Maybe Big Company made a mistake, but why on God's green Earth would anyone make this kind of mistake?
The keyword is related to a special type of device that sometimes needs a driver, so that could be the reason they feel motivated to get a high ranking for this keyword phrase.
However, I don't see why they feel obligated to hide the keyword phrase in the way that they do, and I would think that Google's technology would be sophisticated enough to weed it out.
If it's a tracking parameter, fine, but why include Google on the page in this way, and with that keyword phrase?

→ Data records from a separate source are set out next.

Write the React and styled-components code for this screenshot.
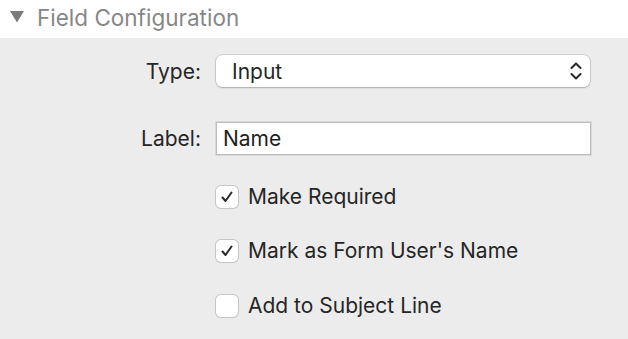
import React from "react";
import styled, { createGlobalStyle } from "styled-components";

const GlobalStyle = createGlobalStyle`
  html, body { margin: 0; padding: 0; background: #ffffff; }
  body { font-family: Inter, "Noto Sans", "Liberation Sans", sans-serif; -webkit-font-smoothing: antialiased; }
  * { box-sizing: border-box; }
`;

const Page = styled.div`
  width: 628px;
  height: 339px;
  display: flex;
  flex-direction: column;
  overflow: hidden;
`;

const Header = styled.div`
  height: 34px;
  margin-bottom: 4px;
  display: flex;
  align-items: center;
  gap: 13px;
  padding-left: 10px;
  color: #878787;
  font-size: 22.5px;
`;

const Panel = styled.div`
  flex: 1;
  background: #ececec;
  padding-top: 17px;
`;

const Row = styled.div`
  display: grid;
  grid-template-columns: 201px 374px;
  column-gap: 15px;
  align-items: center;
  height: ${(p) => p.$h}px;
  margin-top: ${(p) => p.$mt || 0}px;
`;

const FieldLabel = styled.div`
  text-align: right;
  font-size: 21px;
  color: #262626;
`;

const Select = styled.div`
  height: 32px;
  border-radius: 6px;
  background: #ffffff;
  box-shadow: 0 0 0 0.5px rgba(0, 0, 0, 0.22), 0 1px 2px rgba(0, 0, 0, 0.18);
  display: flex;
  align-items: center;
  justify-content: space-between;
  padding: 0 8px 0 16px;
  font-size: 21px;
  color: #262626;
`;

const TextInput = styled.div`
  height: 33px;
  width: 375px;
  background: #ffffff;
  border: 1px solid #bdbdbd;
  box-shadow: 0 0 0 1px #d9d9d9;
  display: flex;
  align-items: center;
  padding-left: 6px;
  font-size: 21px;
  color: #1e1e1e;
`;

const CheckRow = styled.label`
  display: flex;
  align-items: center;
  gap: 10px;
  font-size: 21px;
  color: #262626;
`;

const Box = styled.span`
  width: 22px;
  height: 22px;
  border-radius: 5px;
  background: #ffffff;
  box-shadow: 0 0 0 1px #c6c6c6, 0 1px 1px rgba(0, 0, 0, 0.08);
  display: flex;
  align-items: center;
  justify-content: center;
`;

const Triangle = () => (
  <svg width="14" height="12" viewBox="0 0 14 12">
    <polygon points="0,0 14,0 7,11.5" fill="#7a7a7a" />
  </svg>
);

const UpDown = () => (
  <svg width="12" height="20" viewBox="0 0 12 20">
    <path d="M1.5 7 L6 2.5 L10.5 7" fill="none" stroke="#2a2a2a" strokeWidth="2" strokeLinecap="round" strokeLinejoin="round" />
    <path d="M1.5 13 L6 17.5 L10.5 13" fill="none" stroke="#2a2a2a" strokeWidth="2" strokeLinecap="round" strokeLinejoin="round" />
  </svg>
);

const Check = () => (
  <svg width="14" height="14" viewBox="0 0 14 14">
    <path d="M2.5 7.5 L5.5 11 L11.5 2.5" fill="none" stroke="#2a2a2a" strokeWidth="2" strokeLinecap="round" strokeLinejoin="round" />
  </svg>
);

const Checkbox = ({ checked, children }) => (
  <CheckRow>
    <Box>{checked && <Check />}</Box>
    {children}
  </CheckRow>
);

export default function App() {
  return (
    <Page>
      <GlobalStyle />
      <Header>
        <Triangle />
        <span>Field Configuration</span>
      </Header>
      <Panel>
        <Row $h={32}>
          <FieldLabel>Type:</FieldLabel>
          <Select>
            <span>Input</span>
            <UpDown />
          </Select>
        </Row>
        <Row $h={33} $mt={35}>
          <FieldLabel>Label:</FieldLabel>
          <TextInput>Name</TextInput>
        </Row>
        <Row $h={22} $mt={29}>
          <span />
          <Checkbox checked>Make Required</Checkbox>
        </Row>
        <Row $h={22} $mt={32}>
          <span />
          <Checkbox checked>Mark as Form User's Name</Checkbox>
        </Row>
        <Row $h={22} $mt={33}>
          <span />
          <Checkbox>Add to Subject Line</Checkbox>
        </Row>
      </Panel>
    </Page>
  );
}
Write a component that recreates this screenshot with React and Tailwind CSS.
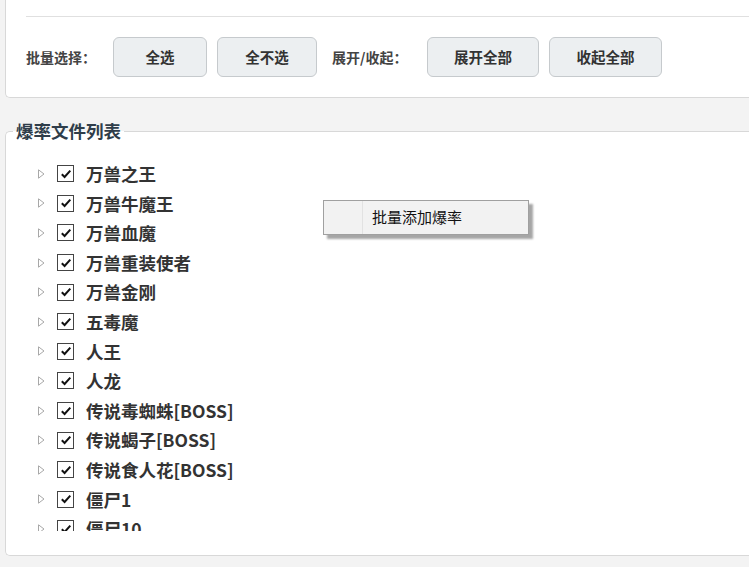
import React from "react";

const items = [
  "万兽之王",
  "万兽牛魔王",
  "万兽血魔",
  "万兽重装使者",
  "万兽金刚",
  "五毒魔",
  "人王",
  "人龙",
  "传说毒蜘蛛[BOSS]",
  "传说蝎子[BOSS]",
  "传说食人花[BOSS]",
  "僵尸1",
  "僵尸10",
  "僵尸11",
];

const font = { fontFamily: '"Noto Sans CJK SC", "Noto Sans", sans-serif' };

function Btn({ w, children }) {
  return (
    <button
      className={`h-[40px] ${w} rounded-[6px] border border-[#c6cacd] bg-[#eceff1] text-[14.5px] font-bold text-[#333]`}
    >
      {children}
    </button>
  );
}

function TreeRow({ label }) {
  return (
    <div className="flex h-[29.6px] items-center">
      <svg width="7" height="10" viewBox="0 0 7 10" className="ml-[32px]">
        <path d="M0.5 0.8 L6 5 L0.5 9.2 Z" fill="none" stroke="#a8a8a8" strokeWidth="1" />
      </svg>
      <span className="ml-[12px] flex h-[17px] w-[17px] items-center justify-center border border-[#444] bg-white">
        <svg width="12" height="12" viewBox="0 0 12 12">
          <path d="M1.8 6.2 L4.6 9 L10.3 2.6" fill="none" stroke="#111" strokeWidth="2" />
        </svg>
      </span>
      <span className="ml-[12px] text-[17.5px] font-bold leading-none text-[#333]">{label}</span>
    </div>
  );
}

export default function App() {
  return (
    <div className="relative h-[567px] w-[749px] overflow-hidden bg-[#f3f3f3]" style={font}>
      <div className="ml-[5px] h-[98px] rounded-bl-[5px] border-b border-l border-[#d8d8d8] bg-white pl-[20px]">
        <div className="h-[17px] border-b border-[#e0e0e0]" />
        <div className="mt-[20px] flex h-[40px] items-center">
          <span className="w-[87px] text-[14px] font-bold text-[#444]">批量选择：</span>
          <div className="flex gap-[10px]">
            <Btn w="w-[94px]">全选</Btn>
            <Btn w="w-[100px]">全不选</Btn>
          </div>
          <span className="ml-[15px] w-[95px] text-[14px] font-bold text-[#444]">展开/收起：</span>
          <div className="flex gap-[10px]">
            <Btn w="w-[112px]">展开全部</Btn>
            <Btn w="w-[113px]">收起全部</Btn>
          </div>
        </div>
      </div>

      <fieldset className="m-0 ml-[5px] mt-[21px] h-[437px] rounded-l-[5px] border-b border-l border-t border-[#d8d8d8] bg-white p-0">
        <legend className="ml-[7px] px-[3px] text-[17.5px] font-bold leading-[24px] text-[#2f3d4a]">
          爆率文件列表
        </legend>
        <div className="mt-[16px] h-[372px] overflow-hidden">
          {items.map((t) => (
            <TreeRow key={t} label={t} />
          ))}
        </div>
      </fieldset>

      <div className="absolute left-[323px] top-[200px] flex h-[35px] w-[206px] border border-[#a0a0a0] bg-[#f2f2f2] shadow-[4px_4px_2px_rgba(0,0,0,0.35)]">
        <div className="w-[39px] border-r border-[#e2e2e2]" />
        <div className="flex items-center pl-[9px] text-[15px] text-[#111]">批量添加爆率</div>
      </div>
    </div>
  );
}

I would think they'd have the decency to do what the rest of us do and put it in plain view.
For your searching enjoyment:
[google.com...]
If I search on Google using a different keyword phrase, but one that still displays a link to the Microsoft page in question, then it's the keyword phrase just searched on that appears in the Microsoft page's html code.
However, it's still interesting that the page's content is powerful enough to get high ranking for a 2-word keyword phrase---say "keyword phrase"---for which both words of the phrase appear on the page, but never appear next to each other and in this particular order.
However, it's still interesting that the page's content is powerful enough to get high ranking for a 2-word keyword phrase---say "keyword phrase"---for which both words of the phrase appear on the page, but never appear next to each other and in this particular order.
This means two things. First, PageRank still matters. Maybe they are mechanisms depreciating PR influence in some cases, especially for sites with unnaturally built PR, but for a Big Site we're talking about, there is a huge amount of natural PR there and it may make it ranking so easily.
Second, Google tends to prefer irrationally small keyphrase density lately. I see it in my referer logs - pages with one occurence of a phrase often rank very high, while phrases often repeated often have positions much below my expectations. Inbound anchor text still gives a lot, so I guess the page in question might have inbounds with these keyphrases in anchor text. Anchor text counting probably works on the page basis, not site basis, so many crosslinks inside high PR site may be one reason for the results observed in this thread.
Few of the new pages also have internal links from every page in the site, although I'm inclined to believe that it's the lack of external links that makes the biggest difference.
Any thoughts on this? And any suggestions on where I can read the latest scoop on SEO for Google?
For example, I always believed that Google ranks "pages," not "sites," but it seems that there is some site ranking going on. I also worked under the assumption the keyword metatag was completely ignored by Google, but I have evidence to indicate that that's not really true.